The same composable AI approach works for internal operations, customer support escalation, content workflows, experimentation pipelines, and design-system maintenance. In each case, the winning move is the same: break the work into stable contracts, assign bounded specialists, preserve state outside the current model, and route the workflow through real checkpoints.
Once you see that pattern clearly, AI stops looking like one magical interface and starts looking like infrastructure.
That is the real addition to composable architecture. AI is not just another feature delivered by the architecture. It can become a delivery capability inside the architecture.
Where Teams Usually Go Wrong
The first failure mode is prompt soup. Too much logic lives in one hidden prompt, so nobody can reason about the behavior or change it safely.

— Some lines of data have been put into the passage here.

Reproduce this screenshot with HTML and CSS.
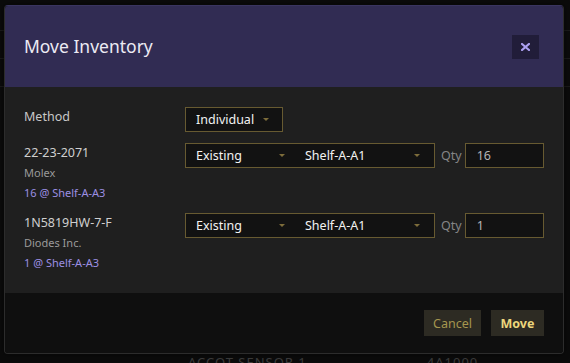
FILE: index.html
```html
<!DOCTYPE html>
<html lang="en">
<head>
    <meta charset="UTF-8">
    <meta name="viewport" content="width=device-width, initial-scale=1.0">
    <title>Move Inventory</title>
    <link rel="stylesheet" href="styles.css">
</head>
<body>
    <!-- page content behind the dialog -->
    <div class="page">
        <div class="page-row"></div>
        <div class="page-row"></div>
        <div class="page-row"></div>
        <div class="page-row page-row-text">
            <span class="col-a">ACCOT SENSOR 1</span>
            <span class="col-b">4A1000</span>
        </div>
    </div>

    <div class="modal">
        <div class="modal-header">
            <h2 class="modal-title">Move Inventory</h2>
            <button class="close-btn" type="button">
                <svg width="9" height="8" viewBox="0 0 9 8">
                    <path d="M1 1 L8 7 M8 1 L1 7" stroke="#ab9ff0" stroke-width="2.2" stroke-linecap="square"/>
                </svg>
            </button>
        </div>

        <div class="modal-body">
            <div class="row row-method">
                <div class="row-label">Method</div>
                <div class="controls">
                    <div class="select select-method">
                        <span>Individual</span><i class="caret"></i>
                    </div>
                </div>
            </div>

            <div class="row">
                <div class="part">
                    <div class="part-number">22-23-2071</div>
                    <div class="part-mfr">Molex</div>
                    <div class="part-stock">16 @ Shelf-A-A3</div>
                </div>
                <div class="controls">
                    <div class="select-group">
                        <div class="seg seg-type"><span>Existing</span><i class="caret"></i></div>
                        <div class="seg seg-loc"><span>Shelf-A-A1</span><i class="caret"></i></div>
                    </div>
                    <label class="qty-label">Qty</label>
                    <input class="qty-input" type="text" value="16">
                </div>
            </div>

            <div class="row">
                <div class="part">
                    <div class="part-number">1N5819HW-7-F</div>
                    <div class="part-mfr">Diodes Inc.</div>
                    <div class="part-stock">1 @ Shelf-A-A3</div>
                </div>
                <div class="controls">
                    <div class="select-group">
                        <div class="seg seg-type"><span>Existing</span><i class="caret"></i></div>
                        <div class="seg seg-loc"><span>Shelf-A-A1</span><i class="caret"></i></div>
                    </div>
                    <label class="qty-label">Qty</label>
                    <input class="qty-input" type="text" value="1">
                </div>
            </div>
        </div>

        <div class="modal-footer">
            <button class="btn btn-cancel" type="button">Cancel</button>
            <button class="btn btn-move" type="button">Move</button>
        </div>
    </div>
</body>
</html>
```

FILE: styles.css
```css
/* Page behind the dialog */
body {
    margin: 0;
    background-color: #0b0b0b;
    font-family: "Noto Sans", "Open Sans", sans-serif;
    color: #e6e6e6;
    height: 363px;
    overflow: hidden;
}

.page {
    padding-top: 3px;
}

.page-row {
    height: 27px;
    border-bottom: 1px solid #1b1b1b;
}

.page-row-text {
    height: 284px;
    border-bottom: none;
    display: flex;
    align-items: flex-end;
    font-size: 13px;
    line-height: 18px;
    color: #3c3c3c;
    letter-spacing: 1px;
}

.col-a {
    margin-left: 188px;
}

.col-b {
    margin-left: 120px;
}

/* Dialog */
.modal {
    position: absolute;
    left: 4px;
    top: 5px;
    width: 558px;
    border: 1px solid #2c2c2c;
    border-top-color: #3a3560;
    border-radius: 4px;
    overflow: hidden;
    box-shadow: 0 0 6px rgba(0, 0, 0, 0.6);
}

.modal-header {
    height: 81px;
    background-color: #312c53;
    display: flex;
    align-items: center;
    justify-content: space-between;
    padding: 0 24px 0 19px;
    box-sizing: border-box;
}

.modal-title {
    margin: 0;
    font-size: 17.5px;
    font-weight: normal;
    color: #ecebf3;
    padding-bottom: 1px;
}

.close-btn {
    width: 27px;
    height: 24px;
    border: none;
    padding: 0;
    background-color: #211d39;
    display: flex;
    align-items: center;
    justify-content: center;
    cursor: pointer;
}

.modal-body {
    background-color: #1f1f1f;
    padding: 20px 19px 20px;
    display: flex;
    flex-direction: column;
    gap: 10px;
}

.row {
    display: grid;
    grid-template-columns: 161px 1fr;
    align-items: start;
}

.row-method {
    margin-bottom: 1px;
}

.row-label {
    font-size: 12.5px;
    line-height: 20px;
    color: #c8c8c8;
}

.part {
    line-height: 20px;
}

.part-number {
    font-size: 12.5px;
    color: #cfcfcf;
}

.part-mfr {
    font-size: 11px;
    color: #9a9a9a;
}

.part-stock {
    font-size: 11px;
    color: #9c8fe3;
}

.controls {
    display: flex;
    align-items: center;
}

/* Selects */
.select,
.select-group {
    height: 25px;
    box-sizing: border-box;
    border: 1px solid #675a31;
    background-color: #121212;
    font-size: 12.5px;
    color: #f2f2f2;
    display: flex;
    align-items: center;
}

.select-method {
    width: 98px;
    padding: 0 13px 0 10px;
}

.select-group {
    width: 250px;
}

.seg {
    display: flex;
    align-items: center;
    height: 100%;
    box-sizing: border-box;
}

.seg-type {
    width: 108px;
    padding: 0 9px 0 10px;
}

.seg-loc {
    flex: 1;
    padding: 0 14px 0 11px;
}

.caret {
    margin-left: auto;
    width: 0;
    height: 0;
    border-left: 3px solid transparent;
    border-right: 3px solid transparent;
    border-top: 3px solid #7d6c3a;
}

.qty-label {
    font-size: 12.5px;
    color: #858585;
    margin: 0 3px 0 6px;
}

.qty-input {
    width: 79px;
    height: 25px;
    box-sizing: border-box;
    border: 1px solid #675a31;
    background-color: #121212;
    color: #b4b4b4;
    font-family: inherit;
    font-size: 12.5px;
    padding: 0 0 0 11px;
    outline: none;
}

/* Footer */
.modal-footer {
    height: 60px;
    background-color: #0f0f0f;
    display: flex;
    align-items: center;
    justify-content: flex-end;
    gap: 10px;
    padding: 0 19px;
}

.btn {
    height: 26px;
    border: none;
    background-color: #2d2b23;
    font-family: inherit;
    font-size: 12.5px;
    cursor: pointer;
}

.btn-cancel {
    width: 57px;
    color: #a5964f;
}

.btn-move {
    width: 53px;
    color: #ecd67c;
    font-weight: bold;
}
```
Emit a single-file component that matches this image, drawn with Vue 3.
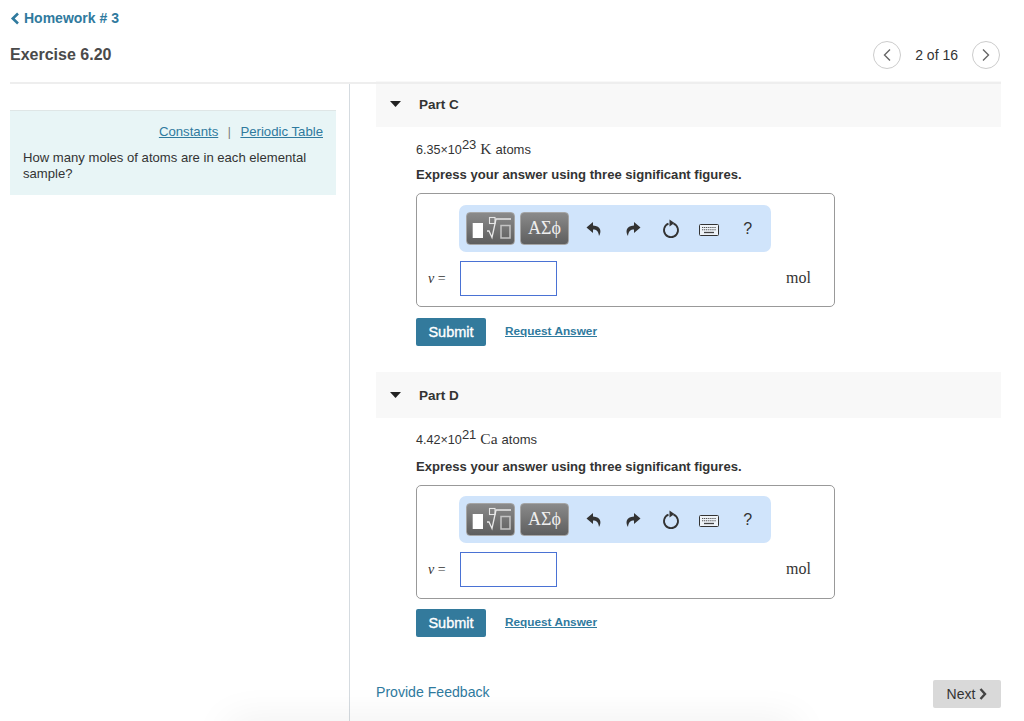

The second is fake specialization. Teams create many agents, but none of them has a real contract or ownership boundary, so the swarm is just chaos with labels.
The third is missing state. Work cannot resume cleanly because the real workflow only exists inside conversation history.
The fourth is skipping governance. Agents can touch code, data, or live systems without the same review and approval discipline the rest of the platform already requires.
The fix in every case is architectural discipline, not a more breathless prompt.
Composable AI Is a Delivery Pattern
I think this is the more useful way to frame it.
Composable AI is not a prediction about consciousness or a branding exercise for “agentic” systems. It is a delivery pattern for teams that already know systems become healthier when responsibilities are explicit and boundaries are real.
If you already believe in composable frontend architecture, then AI should feel less like a discontinuity and more like the next system asking for the same architectural maturity. Give it contracts. Give it orchestration. Give it durable state. Give it human gates. Then let specialist subagents participate in the work the same way any serious part of the platform has to.
That is how AI stops being a side experiment and starts becoming part of how the architecture delivers.